In order to prevent MITM attacks, https relies on certificates (and therefore, certificate authorities) to verify a site's authenticity. While rare, there have been cases where certificate authorities have issued fraudulent certificates for sites (see If an adversary took over a major Certificate Authority, what bad things could they do? for more info).
On the other hand, when accessing a site through TOR using the site's onion address (such as https://duckduckgogg42xjoc72x3sjasowoarfbgcmvfimaftt6twagswzczad.onion), you do not need to rely on a CA to provide authenticity. This is because the site's onion address contains the sites's public key. See https://community.torproject.org/onion-services/overview/ for more info.

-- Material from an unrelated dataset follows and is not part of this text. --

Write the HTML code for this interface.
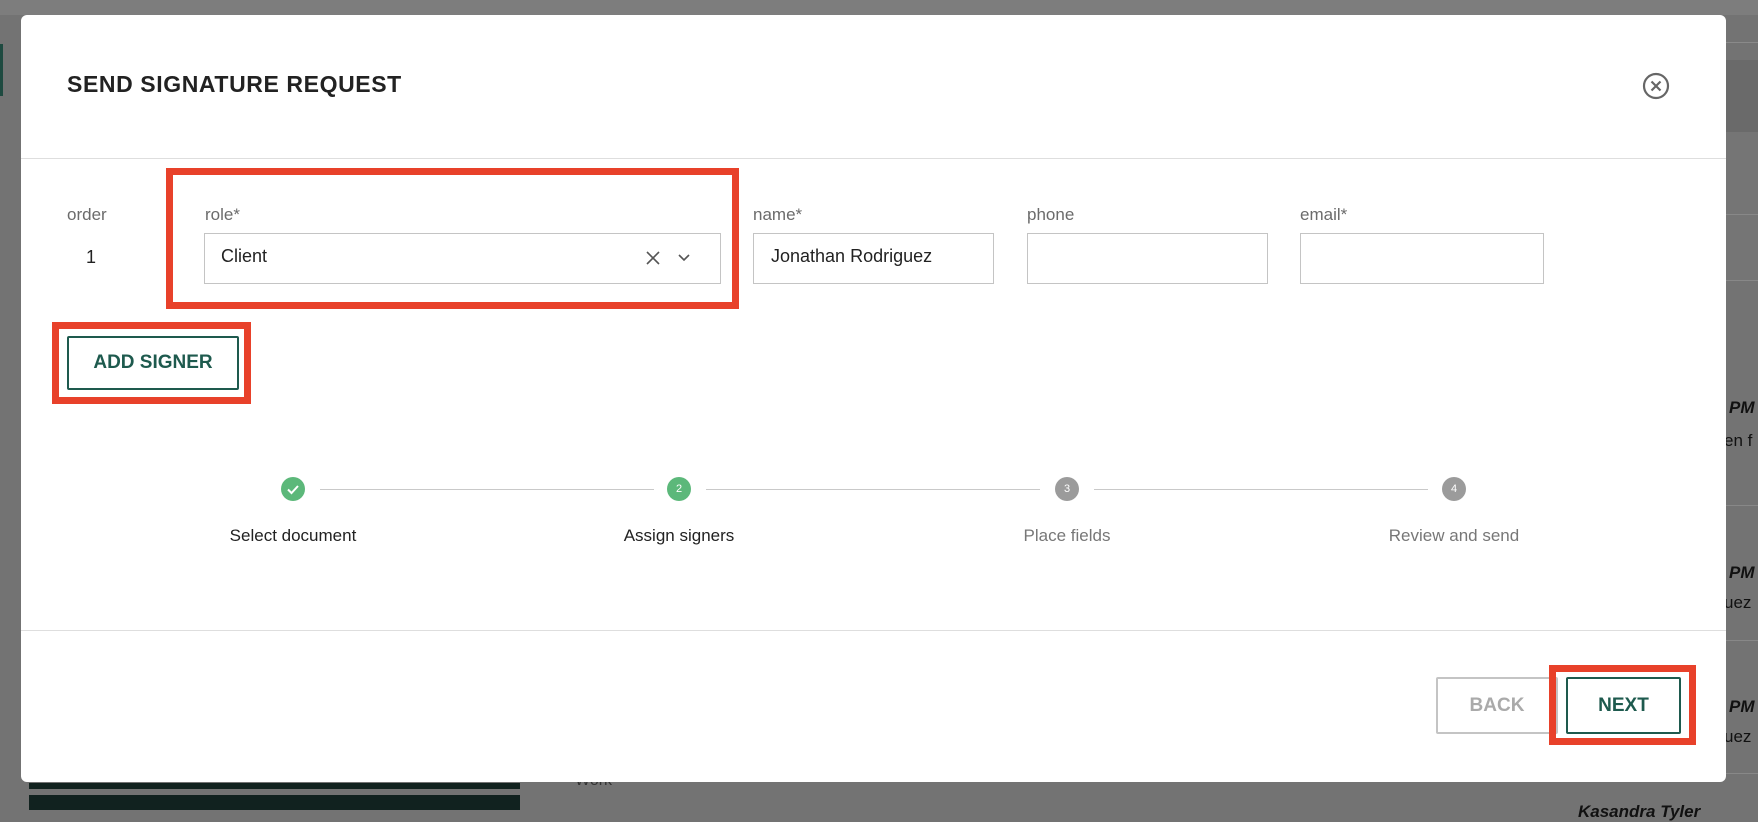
<!DOCTYPE html>
<html><head><meta charset="utf-8"><style>
*{box-sizing:border-box;margin:0;padding:0}
body{width:1758px;height:810px;overflow:hidden;background:#737373;font-family:"Liberation Sans",sans-serif;position:relative}
.a{position:absolute}
.lbl{font-size:17px;color:#6b6b6b}
.inp{position:absolute;border:1px solid #c4c4c4;background:#fff;height:51px;top:233px}
.red{position:absolute;border:7px solid #e8412a}
.circ{position:absolute;width:24px;height:24px;border-radius:50%;top:477px;color:#fff;font-size:11px;text-align:center;line-height:24px}
.line{position:absolute;height:1px;background:#c9c9c9;top:489px}
.step{position:absolute;top:526px;font-size:17px;width:300px;text-align:center}
</style></head><body>
<div class="a" style="left:0;top:0;width:1758px;height:15px;background:#7d7d7d"></div>
<div class="a" style="left:0;top:44px;width:3px;height:52px;background:#1e4a40"></div>
<div class="a" style="left:1726px;top:42px;width:32px;height:1px;background:#8a8a8a"></div>
<div class="a" style="left:1726px;top:60px;width:32px;height:72px;background:#6a6a6a"></div>
<div class="a" style="left:1726px;top:132px;width:32px;height:148px;background:#757575"></div>
<div class="a" style="left:1726px;top:214px;width:32px;height:1px;background:#888"></div>
<div class="a" style="left:1726px;top:280px;width:32px;height:1px;background:#888"></div>
<div class="a" style="left:1726px;top:505px;width:32px;height:1px;background:#888"></div>
<div class="a" style="left:1726px;top:640px;width:32px;height:1px;background:#888"></div>
<div class="a" style="left:1726px;top:773px;width:32px;height:1px;background:#888"></div>
<div class="a" style="left:1729px;top:398px;font:italic bold 17px 'Liberation Sans';color:#111">PM</div>
<div class="a" style="left:1724px;top:431px;font-size:17px;color:#111">en f</div>
<div class="a" style="left:1729px;top:563px;font:italic bold 17px 'Liberation Sans';color:#111">PM</div>
<div class="a" style="left:1724px;top:593px;font-size:17px;color:#111">uez</div>
<div class="a" style="left:1729px;top:697px;font:italic bold 17px 'Liberation Sans';color:#111">PM</div>
<div class="a" style="left:1724px;top:727px;font-size:17px;color:#111">uez</div>
<div class="a" style="left:1578px;top:802px;font:italic bold 17px 'Liberation Sans';color:#111">Kasandra Tyler</div>
<div class="a" style="left:29px;top:783px;width:491px;height:6px;background:#11221f"></div>
<div class="a" style="left:29px;top:795px;width:491px;height:15px;background:#11221f"></div>
<div class="a" style="left:575px;top:772px;font-size:16px;color:#333">Work</div>

<div class="a" style="left:21px;top:15px;width:1705px;height:767px;background:#fff;border-radius:6px"></div>
<div class="a" style="left:67px;top:71px;font-weight:bold;font-size:23px;letter-spacing:0.6px;color:#222">SEND SIGNATURE REQUEST</div>
<svg class="a" style="left:1642px;top:72px" width="28" height="28" viewBox="0 0 28 28"><circle cx="14" cy="14" r="12" fill="none" stroke="#666" stroke-width="2.2"/><path d="M9.5 9.5L18.5 18.5M18.5 9.5L9.5 18.5" stroke="#666" stroke-width="2.2"/></svg>
<div class="a" style="left:21px;top:158px;width:1705px;height:1px;background:#dedede"></div>

<div class="a lbl" style="left:67px;top:205px">order</div>
<div class="a lbl" style="left:205px;top:205px">role*</div>
<div class="a lbl" style="left:753px;top:205px">name*</div>
<div class="a lbl" style="left:1027px;top:205px">phone</div>
<div class="a lbl" style="left:1300px;top:205px">email*</div>
<div class="a" style="left:86px;top:247px;font-size:18px;color:#222">1</div>
<div class="inp" style="left:204px;width:517px"></div>
<div class="a" style="left:221px;top:246px;font-size:18px;color:#222">Client</div>
<svg class="a" style="left:645px;top:250px" width="16" height="16"><path d="M2 2L14 14M14 2L2 14" stroke="#555" stroke-width="1.6"/></svg>
<svg class="a" style="left:677px;top:252px" width="14" height="12"><path d="M2 3L7 8L12 3" fill="none" stroke="#555" stroke-width="1.6"/></svg>
<div class="inp" style="left:753px;width:241px"></div>
<div class="a" style="left:771px;top:246px;font-size:18px;color:#222">Jonathan Rodriguez</div>
<div class="inp" style="left:1027px;width:241px"></div>
<div class="inp" style="left:1300px;width:244px"></div>
<div class="red" style="left:166px;top:168px;width:573px;height:141px"></div>

<div class="red" style="left:52px;top:322px;width:199px;height:82px"></div>
<div class="a" style="left:67px;top:336px;width:172px;height:54px;border:2px solid #1e5a4e;border-radius:2px;color:#1e5a4e;font-weight:bold;font-size:19px;text-align:center;line-height:50px">ADD SIGNER</div>

<div class="line" style="left:320px;width:334px"></div>
<div class="line" style="left:706px;width:334px"></div>
<div class="line" style="left:1094px;width:334px"></div>
<div class="circ" style="left:281px;background:#5cb87a"><svg width="24" height="24"><path d="M7 12.5L10.5 16L17 9" fill="none" stroke="#fff" stroke-width="2"/></svg></div>
<div class="circ" style="left:667px;background:#5cb87a">2</div>
<div class="circ" style="left:1055px;background:#9b9b9b">3</div>
<div class="circ" style="left:1442px;background:#9b9b9b">4</div>
<div class="step" style="left:143px;color:#222">Select document</div>
<div class="step" style="left:529px;color:#222">Assign signers</div>
<div class="step" style="left:917px;color:#777">Place fields</div>
<div class="step" style="left:1304px;color:#777">Review and send</div>

<div class="a" style="left:21px;top:630px;width:1705px;height:1px;background:#dedede"></div>
<div class="a" style="left:1436px;top:677px;width:122px;height:57px;border:2px solid #c4c4c4;border-radius:2px;color:#aaa;font-weight:bold;font-size:19px;text-align:center;line-height:53px">BACK</div>
<div class="red" style="left:1549px;top:665px;width:147px;height:80px"></div>
<div class="a" style="left:1566px;top:677px;width:115px;height:57px;border:2px solid #1e5a4e;border-radius:2px;background:#fff;color:#1e5a4e;font-weight:bold;font-size:19px;text-align:center;line-height:53px">NEXT</div>
</body></html>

Any secure protocol must provide three basic ingredients - confidentiality, integrity, and authenticity. https does a fairly good job at providing confidentiality and integrity - but we must trust third-party CA's to provide authenticity. TOR's onion routing protocol eliminates the need for us to rely on CA's by encoding the site's public identity key in the onion address. So, we have positive way of verifying the site's authenticity without trusting CA's - at the expense of less user-friendly, squirrelly-looking addresses.